Truth tree short-cut rules for biconditional and exclusive disjunction propositions
Abstract
In this article, it is tried to decide shortcut rules for checking biconditional and exclusive disjunction propositions using the truth tree method. In the first part of the study, it is put forward that since biconditional and exclusive disjunction propositions cannot be directly reduced to conjunction, disjunction, conditional and converse conditional propositions, the decompositions made by using the antecedent component and then the posterior component related to stacking and branching cannot be determined as a shortcut rule by using the truth tree method. In the second part of the study, the biconditional and exclusive disjunction propositions are decomposed by first taking the posterior component and then the antecedent component. Accordingly, it is shown that none of the four branching variations, and the stacking variations in which the posterior component is taken first and then the antecedent component, and the posterior component is taken first and then the negation of the antecedent component, give the same results as the analyses made with the standard truth tree rules; and therefore, these decompositions cannot be used as shortcut rules by the truth tree method.

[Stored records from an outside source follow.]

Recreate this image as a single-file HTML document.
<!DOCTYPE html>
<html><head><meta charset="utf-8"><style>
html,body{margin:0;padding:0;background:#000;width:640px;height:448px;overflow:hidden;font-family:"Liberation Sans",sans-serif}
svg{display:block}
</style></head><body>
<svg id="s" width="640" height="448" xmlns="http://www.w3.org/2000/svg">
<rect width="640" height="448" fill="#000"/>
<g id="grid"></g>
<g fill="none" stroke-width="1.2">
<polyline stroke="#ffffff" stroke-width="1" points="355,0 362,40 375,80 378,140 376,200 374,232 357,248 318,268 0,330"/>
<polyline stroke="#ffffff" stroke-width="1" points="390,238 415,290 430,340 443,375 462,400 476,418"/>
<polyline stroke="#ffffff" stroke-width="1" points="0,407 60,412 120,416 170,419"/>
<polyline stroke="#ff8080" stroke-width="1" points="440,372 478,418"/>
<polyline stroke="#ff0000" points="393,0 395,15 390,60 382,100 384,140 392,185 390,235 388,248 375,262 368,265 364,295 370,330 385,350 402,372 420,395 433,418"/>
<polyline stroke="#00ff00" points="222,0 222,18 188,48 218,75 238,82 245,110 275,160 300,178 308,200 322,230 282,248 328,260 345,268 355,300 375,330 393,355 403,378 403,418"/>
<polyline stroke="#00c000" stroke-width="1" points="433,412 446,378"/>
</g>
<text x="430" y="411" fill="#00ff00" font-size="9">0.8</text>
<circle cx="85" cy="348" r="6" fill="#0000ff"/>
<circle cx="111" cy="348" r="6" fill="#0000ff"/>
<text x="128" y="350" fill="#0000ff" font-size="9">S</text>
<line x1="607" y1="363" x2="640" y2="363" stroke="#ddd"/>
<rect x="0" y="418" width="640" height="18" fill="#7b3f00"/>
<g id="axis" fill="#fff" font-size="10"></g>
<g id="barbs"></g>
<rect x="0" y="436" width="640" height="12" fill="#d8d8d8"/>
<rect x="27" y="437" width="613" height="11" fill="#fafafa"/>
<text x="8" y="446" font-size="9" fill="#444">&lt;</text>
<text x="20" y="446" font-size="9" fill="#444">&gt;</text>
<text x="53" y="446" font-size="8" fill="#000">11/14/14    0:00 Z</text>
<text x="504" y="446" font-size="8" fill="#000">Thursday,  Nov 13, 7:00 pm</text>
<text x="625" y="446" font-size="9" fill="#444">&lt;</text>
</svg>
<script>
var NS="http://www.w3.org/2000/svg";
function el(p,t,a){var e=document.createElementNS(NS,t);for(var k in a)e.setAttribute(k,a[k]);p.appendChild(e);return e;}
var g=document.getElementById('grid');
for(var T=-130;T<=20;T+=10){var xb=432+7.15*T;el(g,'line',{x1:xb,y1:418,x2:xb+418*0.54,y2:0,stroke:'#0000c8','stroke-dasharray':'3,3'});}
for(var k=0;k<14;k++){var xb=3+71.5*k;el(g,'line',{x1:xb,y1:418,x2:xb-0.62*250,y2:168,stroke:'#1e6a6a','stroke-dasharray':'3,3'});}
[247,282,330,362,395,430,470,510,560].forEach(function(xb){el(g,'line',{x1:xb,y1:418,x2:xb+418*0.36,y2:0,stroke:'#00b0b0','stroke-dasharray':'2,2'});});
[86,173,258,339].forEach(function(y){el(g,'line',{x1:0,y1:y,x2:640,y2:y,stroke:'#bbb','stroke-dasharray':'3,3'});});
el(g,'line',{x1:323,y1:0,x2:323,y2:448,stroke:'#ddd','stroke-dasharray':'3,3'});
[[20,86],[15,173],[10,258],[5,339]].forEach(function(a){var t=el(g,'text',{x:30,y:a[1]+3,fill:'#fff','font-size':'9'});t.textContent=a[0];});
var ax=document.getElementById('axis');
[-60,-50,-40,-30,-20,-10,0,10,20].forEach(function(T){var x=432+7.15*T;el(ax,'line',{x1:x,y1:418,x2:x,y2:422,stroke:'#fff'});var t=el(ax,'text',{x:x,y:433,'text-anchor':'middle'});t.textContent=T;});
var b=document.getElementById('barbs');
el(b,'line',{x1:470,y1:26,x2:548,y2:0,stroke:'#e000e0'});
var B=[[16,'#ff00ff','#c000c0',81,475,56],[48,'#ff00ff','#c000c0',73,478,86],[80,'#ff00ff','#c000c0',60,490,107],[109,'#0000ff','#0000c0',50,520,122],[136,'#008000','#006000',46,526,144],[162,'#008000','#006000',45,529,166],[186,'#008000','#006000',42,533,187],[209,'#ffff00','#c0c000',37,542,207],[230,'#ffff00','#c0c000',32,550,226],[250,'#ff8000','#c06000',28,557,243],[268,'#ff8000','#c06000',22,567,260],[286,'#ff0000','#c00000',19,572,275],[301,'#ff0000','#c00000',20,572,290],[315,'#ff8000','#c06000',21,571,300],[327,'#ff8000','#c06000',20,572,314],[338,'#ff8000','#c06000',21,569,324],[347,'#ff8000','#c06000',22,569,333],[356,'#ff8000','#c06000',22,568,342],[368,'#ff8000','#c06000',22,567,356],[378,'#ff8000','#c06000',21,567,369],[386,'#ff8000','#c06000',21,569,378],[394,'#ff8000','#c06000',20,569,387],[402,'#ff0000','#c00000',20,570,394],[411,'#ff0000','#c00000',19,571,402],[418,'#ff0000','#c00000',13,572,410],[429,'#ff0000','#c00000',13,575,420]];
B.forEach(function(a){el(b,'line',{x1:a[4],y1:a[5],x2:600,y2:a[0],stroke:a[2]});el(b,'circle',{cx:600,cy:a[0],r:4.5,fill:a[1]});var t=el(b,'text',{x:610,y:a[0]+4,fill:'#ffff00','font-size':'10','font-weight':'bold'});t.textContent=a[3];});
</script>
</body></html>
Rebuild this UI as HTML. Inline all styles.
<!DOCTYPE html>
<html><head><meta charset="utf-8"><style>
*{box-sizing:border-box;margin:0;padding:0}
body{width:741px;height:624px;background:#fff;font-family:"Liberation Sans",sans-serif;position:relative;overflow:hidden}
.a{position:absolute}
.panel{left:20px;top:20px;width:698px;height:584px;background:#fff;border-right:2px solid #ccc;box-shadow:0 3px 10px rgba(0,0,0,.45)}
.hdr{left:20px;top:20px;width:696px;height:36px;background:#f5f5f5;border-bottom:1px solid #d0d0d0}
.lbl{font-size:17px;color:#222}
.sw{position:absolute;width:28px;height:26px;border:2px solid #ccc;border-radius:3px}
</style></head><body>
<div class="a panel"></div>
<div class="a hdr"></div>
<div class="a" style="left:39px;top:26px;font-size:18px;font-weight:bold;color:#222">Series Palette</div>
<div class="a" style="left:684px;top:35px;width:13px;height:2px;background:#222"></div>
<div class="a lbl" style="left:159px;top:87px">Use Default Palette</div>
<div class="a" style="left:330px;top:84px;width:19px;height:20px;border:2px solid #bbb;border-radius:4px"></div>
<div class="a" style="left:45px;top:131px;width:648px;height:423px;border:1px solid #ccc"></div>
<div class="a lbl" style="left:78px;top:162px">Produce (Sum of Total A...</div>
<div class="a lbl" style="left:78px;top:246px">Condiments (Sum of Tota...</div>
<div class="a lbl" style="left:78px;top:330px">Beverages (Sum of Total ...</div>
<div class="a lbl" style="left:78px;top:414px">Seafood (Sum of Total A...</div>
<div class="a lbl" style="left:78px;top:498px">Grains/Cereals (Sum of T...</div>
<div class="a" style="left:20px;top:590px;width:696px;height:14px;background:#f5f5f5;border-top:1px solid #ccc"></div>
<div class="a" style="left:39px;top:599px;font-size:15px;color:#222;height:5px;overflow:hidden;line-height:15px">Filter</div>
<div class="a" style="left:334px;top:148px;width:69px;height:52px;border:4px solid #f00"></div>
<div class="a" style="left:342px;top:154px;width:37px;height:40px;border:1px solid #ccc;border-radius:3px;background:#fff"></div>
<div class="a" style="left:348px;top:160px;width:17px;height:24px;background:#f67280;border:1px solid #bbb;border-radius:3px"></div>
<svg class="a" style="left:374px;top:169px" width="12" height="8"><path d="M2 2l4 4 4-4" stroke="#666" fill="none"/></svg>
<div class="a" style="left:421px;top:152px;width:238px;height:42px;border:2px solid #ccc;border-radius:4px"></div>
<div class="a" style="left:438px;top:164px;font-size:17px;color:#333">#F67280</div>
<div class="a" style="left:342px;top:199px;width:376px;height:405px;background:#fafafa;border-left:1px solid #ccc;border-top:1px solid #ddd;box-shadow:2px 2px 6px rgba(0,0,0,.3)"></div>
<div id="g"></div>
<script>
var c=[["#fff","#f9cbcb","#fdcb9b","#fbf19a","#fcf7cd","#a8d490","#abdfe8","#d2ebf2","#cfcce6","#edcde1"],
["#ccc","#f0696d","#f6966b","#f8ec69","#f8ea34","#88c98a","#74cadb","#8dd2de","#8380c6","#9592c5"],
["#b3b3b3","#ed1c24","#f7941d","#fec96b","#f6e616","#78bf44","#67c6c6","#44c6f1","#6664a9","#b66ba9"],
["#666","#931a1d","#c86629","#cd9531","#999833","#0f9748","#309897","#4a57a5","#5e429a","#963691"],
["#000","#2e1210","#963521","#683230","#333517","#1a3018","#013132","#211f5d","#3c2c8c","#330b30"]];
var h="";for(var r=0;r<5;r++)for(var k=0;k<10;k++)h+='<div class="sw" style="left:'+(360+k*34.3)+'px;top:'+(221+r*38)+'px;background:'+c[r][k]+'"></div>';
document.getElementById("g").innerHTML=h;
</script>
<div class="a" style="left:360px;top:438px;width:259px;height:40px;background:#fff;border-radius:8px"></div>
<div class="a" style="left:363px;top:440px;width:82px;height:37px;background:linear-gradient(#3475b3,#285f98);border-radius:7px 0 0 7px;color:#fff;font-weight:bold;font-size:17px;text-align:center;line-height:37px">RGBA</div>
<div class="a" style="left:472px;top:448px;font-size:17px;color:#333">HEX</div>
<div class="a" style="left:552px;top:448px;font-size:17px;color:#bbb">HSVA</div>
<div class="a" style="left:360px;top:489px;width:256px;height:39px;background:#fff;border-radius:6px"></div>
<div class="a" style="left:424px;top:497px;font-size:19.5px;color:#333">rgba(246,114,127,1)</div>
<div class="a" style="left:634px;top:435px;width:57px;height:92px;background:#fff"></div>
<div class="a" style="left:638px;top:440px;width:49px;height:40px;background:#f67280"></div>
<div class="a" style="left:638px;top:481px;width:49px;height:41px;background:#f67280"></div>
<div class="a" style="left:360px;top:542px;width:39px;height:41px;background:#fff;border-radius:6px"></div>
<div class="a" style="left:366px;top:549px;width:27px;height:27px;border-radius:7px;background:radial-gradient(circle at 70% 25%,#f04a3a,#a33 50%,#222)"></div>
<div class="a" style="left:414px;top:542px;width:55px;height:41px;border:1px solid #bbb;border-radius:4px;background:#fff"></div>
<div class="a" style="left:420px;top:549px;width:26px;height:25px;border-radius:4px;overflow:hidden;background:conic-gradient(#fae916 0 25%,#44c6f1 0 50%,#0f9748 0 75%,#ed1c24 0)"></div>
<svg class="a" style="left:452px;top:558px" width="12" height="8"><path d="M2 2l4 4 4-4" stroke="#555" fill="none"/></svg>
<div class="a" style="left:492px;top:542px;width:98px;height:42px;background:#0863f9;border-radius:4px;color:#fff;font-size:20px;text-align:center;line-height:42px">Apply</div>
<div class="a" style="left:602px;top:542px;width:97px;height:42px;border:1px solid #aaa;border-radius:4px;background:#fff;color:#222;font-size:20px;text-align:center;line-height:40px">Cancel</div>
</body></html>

However, when it is stacked and first the negation of the posterior component and then the negation of the antecedent component are taken, it is put forward that the affirmation of the biconditional proposition and the negation of the exclusive disjunction proposition give the same results as the standard truth tree method; in addition, when it is stacked and first the negation of the posterior component and then the antecedent component are taken, it is seen that the negation of the biconditional proposition and the affirmation of the exclusive disjunction proposition give the same results as the standard truth tree method.